Cemented Construction (85% of volume)

The dominant method for mass-market platform white shoes. Upper is glued to midsole/outsole using solvent-based or water-based polyurethane adhesives. Fast, scalable, and cost-efficient—but vulnerable to humidity-induced bond failure if adhesive cure time (minimum 72 hours at 23°C/55% RH) is rushed. Requires strict VOC controls to meet REACH Annex XVII limits (≤0.1% benzene, ≤0.5% toluene).

Blake Stitch & Goodyear Welt (Premium Tier Only)

Rare—but rising among luxury platform white shoes targeting €250+ retail. Blake stitch uses a single needle through insole and outsole (ideal for flexible platforms up to 38mm). Goodyear welt adds a leather or TPU strip between upper and midsole, enabling resoling. Both require specialized lasts (e.g., 270mm Goodyear-specific last with 12° pitch) and add 3.2–4.7 minutes per pair to cycle time. Yield drops 18–22% vs. cemented—so only viable above $28 FOB.
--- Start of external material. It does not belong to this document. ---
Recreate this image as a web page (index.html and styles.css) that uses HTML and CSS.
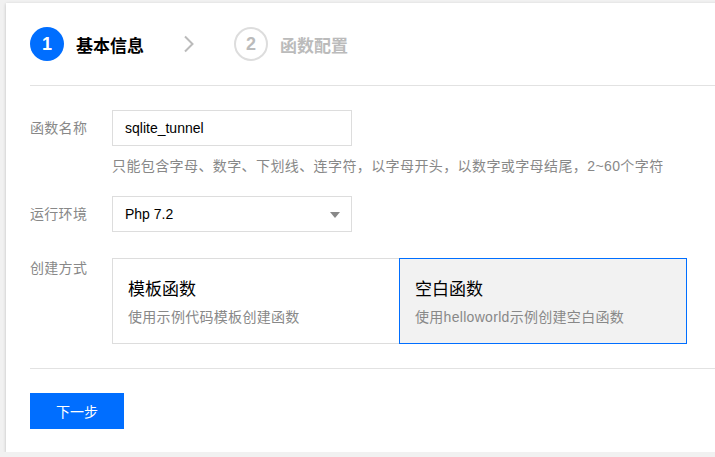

Injection-Molded Unit Soles (Emerging)

Gaining traction in Vietnam and Indonesia. Midsole and outsole fused via TPU or EVA injection molding directly onto lasted upper. Eliminates adhesive entirely—critical for REACH and CPSIA compliance. Platform height tolerance tightens to ±0.8mm (vs. ±2.3mm for cemented). Requires investment in multi-cavity molds (~$85,000–$140,000) and precise thermal profiling (±1.5°C in mold cavity).

Material Breakdown: Where White Really Gets Tested

White isn’t passive—it’s reactive. UV exposure, sweat pH (4.5–6.5), detergent residues, and ambient NOx all trigger yellowing, especially in polyurethanes and natural rubber. Here’s how top-tier factories mitigate it:

Uppers: Beyond “Canvas” and “Suede”

  • Textile uppers: 100% solution-dyed polyester (e.g., Toray’s ECO CIRCLE™) with UV-absorbing TiO2 nanoparticles embedded pre-spinning—reduces yellowing by 76% vs. post-dyed cotton.
  • Leather uppers: Chrome-free vegetable-tanned cowhide (EN 15987 certified), fatliquored with non-yellowing silicones—not lanolin.
  • Synthetics: Recycled PET microfiber (e.g., Clarino® Bio) with hydrophobic nano-coating—resists coffee stains, salt efflorescence, and chloride migration.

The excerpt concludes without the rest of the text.